At the end of the day — or after a significant interaction — write brief responses to:

  • What irritated me today?
  • What surprised me?
  • When did I feel most certain I was right?
  • When did I feel defensive?
  • What did I not say that I thought?

Patterns will emerge far more quickly than insights from memory alone. Over time, you begin to see your own defaults: where you push, where you withdraw, where you dismiss, where you over-explain.

This is not self-criticism or personal judgement but rather about collecting data on your lived experience as a leader that you can use to continue to finesse and grow.

2. Creating Feedback Loops (And Not Shooting the Messenger)

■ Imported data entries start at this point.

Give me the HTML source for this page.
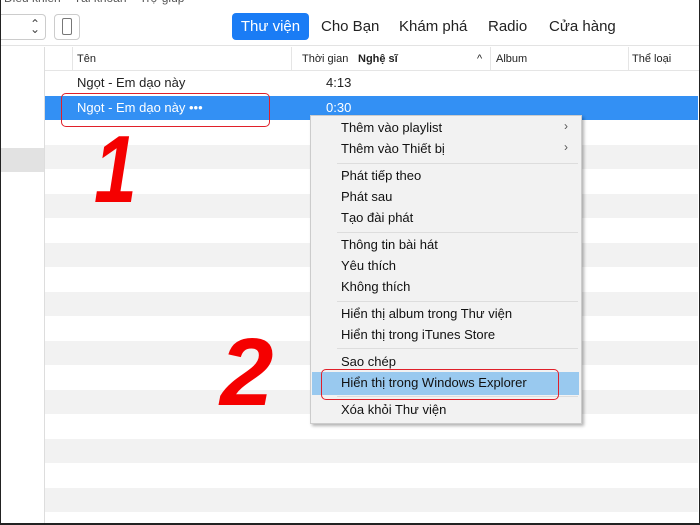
<!DOCTYPE html><html><head><meta charset="utf-8"><style>
*{margin:0;padding:0;box-sizing:border-box}
body{width:700px;height:525px;overflow:hidden;background:#fff;font-family:"Segoe UI","Liberation Sans","DejaVu Sans",sans-serif;position:relative;color:#222}
.a{position:absolute}
.row{position:absolute;left:45px;right:2px;height:24.5px}
.g{background:#f2f2f2}
.mi{position:absolute;left:341px;font-size:13px;color:#111}
.sep{position:absolute;left:337px;width:241px;height:1px;background:#ddd}
</style></head><body>
<div class="a" style="left:0;top:0;width:700px;height:46px;background:#fff;border-bottom:1px solid #e3e3e3"></div>
<div class="a" style="left:4px;top:-9px;font-size:12px;color:#555">Điều khiển &nbsp;&nbsp; Tài khoản &nbsp;&nbsp; Trợ giúp</div>
<div class="a" style="left:0;top:14px;width:46px;height:26px;border:1px solid #ccc;border-left:none;border-radius:0 4px 4px 0"></div>
<div class="a" style="left:30px;top:17px;font-size:12px;color:#444">⌃</div>
<div class="a" style="left:30px;top:22px;font-size:12px;color:#444">⌄</div>
<div class="a" style="left:54px;top:14px;width:26px;height:26px;border:1px solid #ccc;border-radius:4px"></div>
<div class="a" style="left:62px;top:18px;width:10px;height:17px;border:1.5px solid #777;border-radius:2px"></div>
<div class="a" style="left:232px;top:13px;width:77px;height:27px;background:#1a7cf5;border-radius:4px;color:#fff;font-size:15px;line-height:27px;text-align:center">Thư viện</div>
<div class="a" style="left:321px;top:18px;font-size:15px">Cho Bạn</div>
<div class="a" style="left:399px;top:18px;font-size:15px">Khám phá</div>
<div class="a" style="left:488px;top:18px;font-size:15px">Radio</div>
<div class="a" style="left:549px;top:18px;font-size:15px">Cửa hàng</div>
<div class="a" style="left:44px;top:47px;width:1px;height:478px;background:#ddd"></div>
<div class="a" style="left:0;top:148px;width:44px;height:24px;background:#e2e2e2"></div>
<div class="a" style="left:45px;top:47px;right:0;height:24px;border-bottom:1px solid #e5e5e5;font-size:11px;line-height:24px">
<span class="a" style="left:27px;top:0;width:1px;height:24px;background:#e5e5e5"></span>
<span class="a" style="left:32px">Tên</span>
<span class="a" style="left:246px;top:0;width:1px;height:24px;background:#e5e5e5"></span>
<span class="a" style="left:257px">Thời gian</span>
<span class="a" style="left:313px;font-weight:bold">Nghệ sĩ</span>
<span class="a" style="left:432px">^</span>
<span class="a" style="left:445px;top:0;width:1px;height:24px;background:#e5e5e5"></span>
<span class="a" style="left:451px">Album</span>
<span class="a" style="left:583px;top:0;width:1px;height:24px;background:#e5e5e5"></span>
<span class="a" style="left:587px">Thể loại</span>
</div>
<div class="row" style="top:71px;font-size:13px;line-height:24px"><span class="a" style="left:32px">Ngọt - Em dạo này</span><span class="a" style="left:281px">4:13</span></div>
<div class="row" style="top:95.5px;background:#3390f4;color:#fff;font-size:13px;line-height:24px"><span class="a" style="left:32px">Ngọt - Em dạo này •••</span><span class="a" style="left:281px">0:30</span></div>
<div class="row g" style="top:144.5px"></div><div class="row g" style="top:193.5px"></div><div class="row g" style="top:242.5px"></div><div class="row g" style="top:291.5px"></div><div class="row g" style="top:340.5px"></div><div class="row g" style="top:389.5px"></div><div class="row g" style="top:438.5px"></div><div class="row g" style="top:487.5px"></div>
<div class="a" style="left:61px;top:93px;width:209px;height:34px;border:1.5px solid #e0202a;border-radius:5px"></div>
<div class="a" style="left:94px;top:122px;font-size:96px;font-weight:bold;font-style:italic;color:#f50000;font-family:'Liberation Sans',sans-serif;line-height:1;transform:scaleX(0.8);transform-origin:left top">1</div>
<div class="a" style="left:220px;top:325px;font-size:96px;font-weight:bold;font-style:italic;color:#f50000;font-family:'Liberation Sans',sans-serif;line-height:1">2</div>
<div class="a" style="left:310px;top:115px;width:272px;height:309px;background:#f2f2f2;border:1px solid #ccc;box-shadow:2px 2px 3px rgba(0,0,0,.3)"></div>
<div class="a" style="left:312px;top:372px;width:267px;height:23px;background:#99c9ef"></div>
<div class="mi" style="top:120px">Thêm vào playlist</div><div class="a" style="left:564px;top:119px;font-size:12px;color:#555">›</div>
<div class="mi" style="top:141px">Thêm vào Thiết bị</div><div class="a" style="left:564px;top:140px;font-size:12px;color:#555">›</div>
<div class="sep" style="top:163px"></div>
<div class="mi" style="top:168px">Phát tiếp theo</div>
<div class="mi" style="top:189px">Phát sau</div>
<div class="mi" style="top:210px">Tạo đài phát</div>
<div class="sep" style="top:232px"></div>
<div class="mi" style="top:237px">Thông tin bài hát</div>
<div class="mi" style="top:258px">Yêu thích</div>
<div class="mi" style="top:279px">Không thích</div>
<div class="sep" style="top:301px"></div>
<div class="mi" style="top:306px">Hiển thị album trong Thư viện</div>
<div class="mi" style="top:327px">Hiển thị trong iTunes Store</div>
<div class="sep" style="top:348px"></div>
<div class="mi" style="top:354px">Sao chép</div>
<div class="mi" style="top:375px">Hiển thị trong Windows Explorer</div>
<div class="sep" style="top:396px"></div>
<div class="mi" style="top:402px">Xóa khỏi Thư viện</div>
<div class="a" style="left:321px;top:369px;width:238px;height:31px;border:1.5px solid #e0202a;border-radius:5px"></div>
<div class="a" style="left:0;top:0;width:1px;height:525px;background:#222"></div>
<div class="a" style="left:699px;top:0;width:1px;height:525px;background:#222"></div>
<div class="a" style="left:0;top:523px;width:700px;height:2px;background:#222"></div>
</body></html>
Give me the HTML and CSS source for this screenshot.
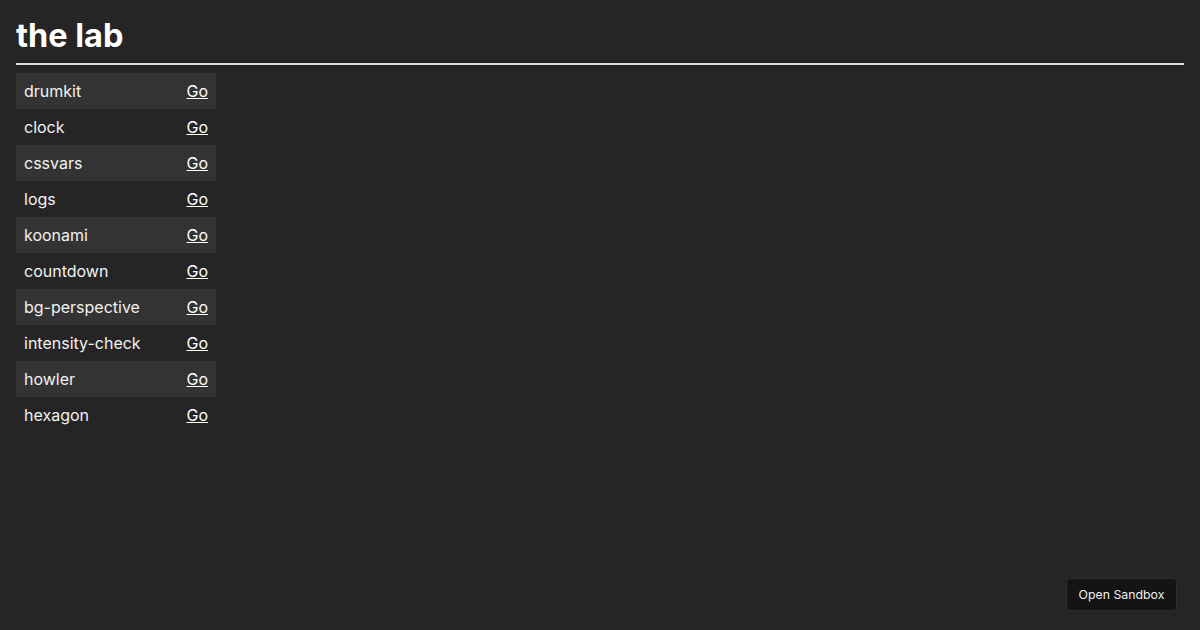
FILE: index.html
```html
<!DOCTYPE html>
<html>
<head>
<meta charset="utf-8">
<title>the lab</title>
<link rel="stylesheet" href="styles.css">
</head>
<body>
<main class="page">
  <h1 class="title">the lab</h1>
  <ul class="list">
    <li class="row"><span class="name">drumkit</span><a class="go" href="#">Go</a></li>
    <li class="row"><span class="name">clock</span><a class="go" href="#">Go</a></li>
    <li class="row"><span class="name">cssvars</span><a class="go" href="#">Go</a></li>
    <li class="row"><span class="name">logs</span><a class="go" href="#">Go</a></li>
    <li class="row"><span class="name">koonami</span><a class="go" href="#">Go</a></li>
    <li class="row"><span class="name">countdown</span><a class="go" href="#">Go</a></li>
    <li class="row"><span class="name">bg-perspective</span><a class="go" href="#">Go</a></li>
    <li class="row"><span class="name">intensity-check</span><a class="go" href="#">Go</a></li>
    <li class="row"><span class="name">howler</span><a class="go" href="#">Go</a></li>
    <li class="row"><span class="name">hexagon</span><a class="go" href="#">Go</a></li>
  </ul>
</main>
<button class="sandbox">Open Sandbox</button>
</body>
</html>
```
FILE: styles.css
```css
html, body {
  margin: 0;
  padding: 0;
  background: #252525;
  height: 100%;
}
body {
  font-family: Inter, "Liberation Sans", sans-serif;
  color: #f0f0f0;
}
.page {
  padding: 16px;
}
.title {
  margin: 0;
  font-size: 32.5px;
  line-height: 39px;
  font-weight: 700;
  color: #ffffff;
  padding-bottom: 8px;
  border-bottom: 2px solid #dcdcdc;
}
.list {
  list-style: none;
  margin: 8px 0 0;
  padding: 0;
  width: 200px;
}
.row {
  display: flex;
  justify-content: space-between;
  align-items: center;
  height: 36px;
  padding: 0 8px;
  font-size: 16px;
}
.row:nth-child(odd) {
  background: #333333;
}
.name {
  color: #f2f2f2;
}
.go {
  color: #ffffff;
  text-decoration: underline;
}
.sandbox {
  position: fixed;
  right: 23px;
  bottom: 19px;
  width: 111px;
  height: 33px;
  background: #141414;
  color: #f0f0f0;
  border: 1px solid #2e2e2e;
  border-radius: 4px;
  font-family: Inter, "Liberation Sans", sans-serif;
  font-size: 12.3px;
  padding: 0;
}
```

Feedback is one of the most powerful — and most avoided — sources of self-awareness. Not because it isn’t valuable, but because it threatens the identity, we hold of ourselves.

Most leaders say they want feedback. Fewer actually receive it well.

If you want honest feedback:

  • Ask for it when things are calm, not when you are already under pressure
  • Be specific: “What do I do that makes your job harder?” is more useful than “Any feedback?”
  • Ask people who don’t work well with you, not just those who do

The real work, however, begins after the feedback is given.

Common ego responses include:

  • Explaining your intent
  • Minimising the impact
  • Arguing with the data
  • Discounting the source
  • Laughing it off

Each of these shuts the door on further honesty.

A more useful response is simply:

  • “Thank you. I need to think about that.”
  • “That’s uncomfortable to hear, and I appreciate your honesty.”
  • “I can see how that would land that way.”

You do not need to agree with all feedback for it to be useful. You do need to take responsibility for how you are experienced.

Every interaction today is an opportunity to practice emotional self-awareness. Every moment of irritation, certainty, or defensiveness is data. The leaders who succeed aren't those without emotional reactions—they're the ones who understand their reactions and choose their responses.

The real question is: are you willing to look honestly at what you find?